* SUPPLIED DATA *

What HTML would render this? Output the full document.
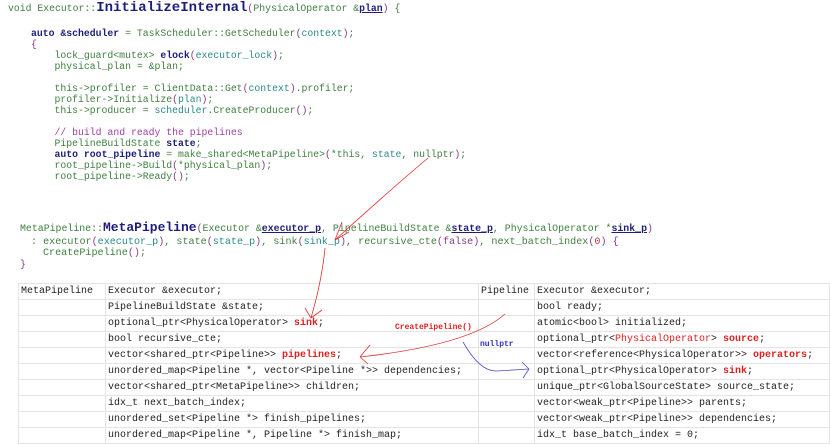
<!DOCTYPE html>
<html><head><meta charset="utf-8"><style>
body{margin:0;width:830px;height:447px;background:#fff;overflow:hidden;position:relative;font-family:"Liberation Mono",monospace}
.c{position:absolute;white-space:pre;font-size:9.8px;color:#3f7f3f;line-height:11px}
.k{color:#1e1e7a;font-weight:bold}
.p{color:#8a3a8a}
.t{color:#2a8a8a}
.cm{color:#a040a0}
.u{color:#1e1e7a;font-weight:bold;text-decoration:underline}
table{position:absolute;left:18px;top:283px;border-collapse:collapse;font-family:"Liberation Mono",monospace;font-size:10px;color:#222}
td{border:1px solid #e4e4e4;height:15px;padding:0 2px;white-space:pre;line-height:15px}
.r{color:#e02020;font-weight:bold}
.r2{color:#e02020}
</style></head><body>
<div class="c" style="left:8px;top:3px">void Executor::<span class="k" style="font-size:14px">InitializeInternal</span><span class="p">(</span>PhysicalOperator &amp;<span class="u">plan</span><span class="p">)</span> {</div>
<div class="c" style="left:31px;top:28px"><span class="k">auto &amp;scheduler</span> = TaskScheduler::GetScheduler<span class="p">(</span><span class="t">context</span><span class="p">)</span>;
<span class="p">{</span>
    lock_guard&lt;mutex&gt; <span class="k">elock</span><span class="p">(</span><span class="t">executor_lock</span><span class="p">)</span>;
    physical_plan = &amp;plan;

    this-&gt;profiler = ClientData::Get<span class="p">(</span><span class="t">context</span><span class="p">)</span>.profiler;
    profiler-&gt;Initialize<span class="p">(</span><span class="t">plan</span><span class="p">)</span>;
    this-&gt;producer = <span class="t">scheduler</span>.CreateProducer<span class="p">()</span>;

    <span class="cm">// build and ready the pipelines</span>
    PipelineBuildState <span class="k">state</span>;
    <span class="k">auto root_pipeline</span> = make_shared&lt;MetaPipeline&gt;<span class="p">(</span>*this, <span class="t">state</span>, nullptr<span class="p">)</span>;
    root_pipeline-&gt;Build<span class="p">(</span>*physical_plan<span class="p">)</span>;
    root_pipeline-&gt;Ready<span class="p">()</span>;</div>

<div class="c" style="left:20px;top:222px;font-size:9.9px">MetaPipeline::<span class="k" style="font-size:13px">MetaPipeline</span><span class="p">(</span>Executor &amp;<span class="u">executor_p</span>, PipelineBuildState &amp;<span class="u">state_p</span>, PhysicalOperator *<span class="u">sink_p</span><span class="p">)</span></div>
<div class="c" style="left:31px;top:237px;font-size:10.1px">: executor<span class="p">(</span><span class="t">executor_p</span><span class="p">)</span>, state<span class="p">(</span><span class="t">state_p</span><span class="p">)</span>, sink<span class="p">(</span><span class="t">sink_p</span><span class="p">)</span>, recursive_cte<span class="p">(false)</span>, next_batch_index<span class="p">(<span style="color:#c03030">0</span>)</span> <span class="p">{</span>
<span style="margin-left:12px"></span>CreatePipeline<span class="p">()</span>;</div>
<div class="c p" style="left:20px;top:259px">}</div>

<table>
<tr><td style="width:82px">MetaPipeline</td><td style="width:368px">Executor &amp;executor;</td><td style="width:51px">Pipeline</td><td style="width:290px">Executor &amp;executor;</td></tr>
<tr><td></td><td>PipelineBuildState &amp;state;</td><td></td><td>bool ready;</td></tr>
<tr><td></td><td>optional_ptr&lt;PhysicalOperator&gt; <span class="r">sink</span>;</td><td></td><td>atomic&lt;bool&gt; initialized;</td></tr>
<tr><td></td><td>bool recursive_cte;</td><td></td><td>optional_ptr&lt;<span class="r2">PhysicalOperator</span>&gt; <span class="r">source</span>;</td></tr>
<tr><td></td><td>vector&lt;shared_ptr&lt;Pipeline&gt;&gt; <span class="r">pipelines</span>;</td><td></td><td>vector&lt;reference&lt;PhysicalOperator&gt;&gt; <span class="r">operators</span>;</td></tr>
<tr><td></td><td>unordered_map&lt;Pipeline *, vector&lt;Pipeline *&gt;&gt; dependencies;</td><td></td><td>optional_ptr&lt;PhysicalOperator&gt; <span class="r">sink</span>;</td></tr>
<tr><td></td><td>vector&lt;shared_ptr&lt;MetaPipeline&gt;&gt; children;</td><td></td><td>unique_ptr&lt;GlobalSourceState&gt; source_state;</td></tr>
<tr><td></td><td>idx_t next_batch_index;</td><td></td><td>vector&lt;weak_ptr&lt;Pipeline&gt;&gt; parents;</td></tr>
<tr><td></td><td>unordered_set&lt;Pipeline *&gt; finish_pipelines;</td><td></td><td>vector&lt;weak_ptr&lt;Pipeline&gt;&gt; dependencies;</td></tr>
<tr><td></td><td>unordered_map&lt;Pipeline *, Pipeline *&gt; finish_map;</td><td></td><td>idx_t base_batch_index = 0;</td></tr>
</table>

<div style="position:absolute;left:395px;top:323px;font-size:8px;font-weight:bold;color:#e02020;font-family:'Liberation Mono',monospace">CreatePipeline()</div>
<div style="position:absolute;left:480px;top:340px;font-size:8px;font-weight:bold;color:#3030c0;font-family:'Liberation Mono',monospace">nullptr</div>

<svg width="830" height="447" style="position:absolute;left:0;top:0" fill="none" stroke-width="0.8">
<path d="M428 158 Q390 190 335 240 M335 240 L342 222 M335 240 L349 232" stroke="#e03030"/>
<path d="M325 248 Q322 280 311 318 M311 318 L305 308 M311 318 L322 310" stroke="#e03030"/>
<path d="M505 314 Q470 345 360 357 M360 357 L370 345 M360 357 L368 364" stroke="#e03030"/>
<path d="M463 342 Q480 372 497 371 L529 369 M529 369 L522 362 M529 369 L523 378" stroke="#5050d0"/>
</svg>
</body></html>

* WORK REQUIRED *
Write out again, exactly, the lines from the start of the listing up to the line containing "physical_plan = &amp;plan;", with both ends and without pictures.

* OUTPUT *
What HTML would render this? Output the full document.
<!DOCTYPE html>
<html><head><meta charset="utf-8"><style>
body{margin:0;width:830px;height:447px;background:#fff;overflow:hidden;position:relative;font-family:"Liberation Mono",monospace}
.c{position:absolute;white-space:pre;font-size:9.8px;color:#3f7f3f;line-height:11px}
.k{color:#1e1e7a;font-weight:bold}
.p{color:#8a3a8a}
.t{color:#2a8a8a}
.cm{color:#a040a0}
.u{color:#1e1e7a;font-weight:bold;text-decoration:underline}
table{position:absolute;left:18px;top:283px;border-collapse:collapse;font-family:"Liberation Mono",monospace;font-size:10px;color:#222}
td{border:1px solid #e4e4e4;height:15px;padding:0 2px;white-space:pre;line-height:15px}
.r{color:#e02020;font-weight:bold}
.r2{color:#e02020}
</style></head><body>
<div class="c" style="left:8px;top:3px">void Executor::<span class="k" style="font-size:14px">InitializeInternal</span><span class="p">(</span>PhysicalOperator &amp;<span class="u">plan</span><span class="p">)</span> {</div>
<div class="c" style="left:31px;top:28px"><span class="k">auto &amp;scheduler</span> = TaskScheduler::GetScheduler<span class="p">(</span><span class="t">context</span><span class="p">)</span>;
<span class="p">{</span>
    lock_guard&lt;mutex&gt; <span class="k">elock</span><span class="p">(</span><span class="t">executor_lock</span><span class="p">)</span>;
    physical_plan = &amp;plan;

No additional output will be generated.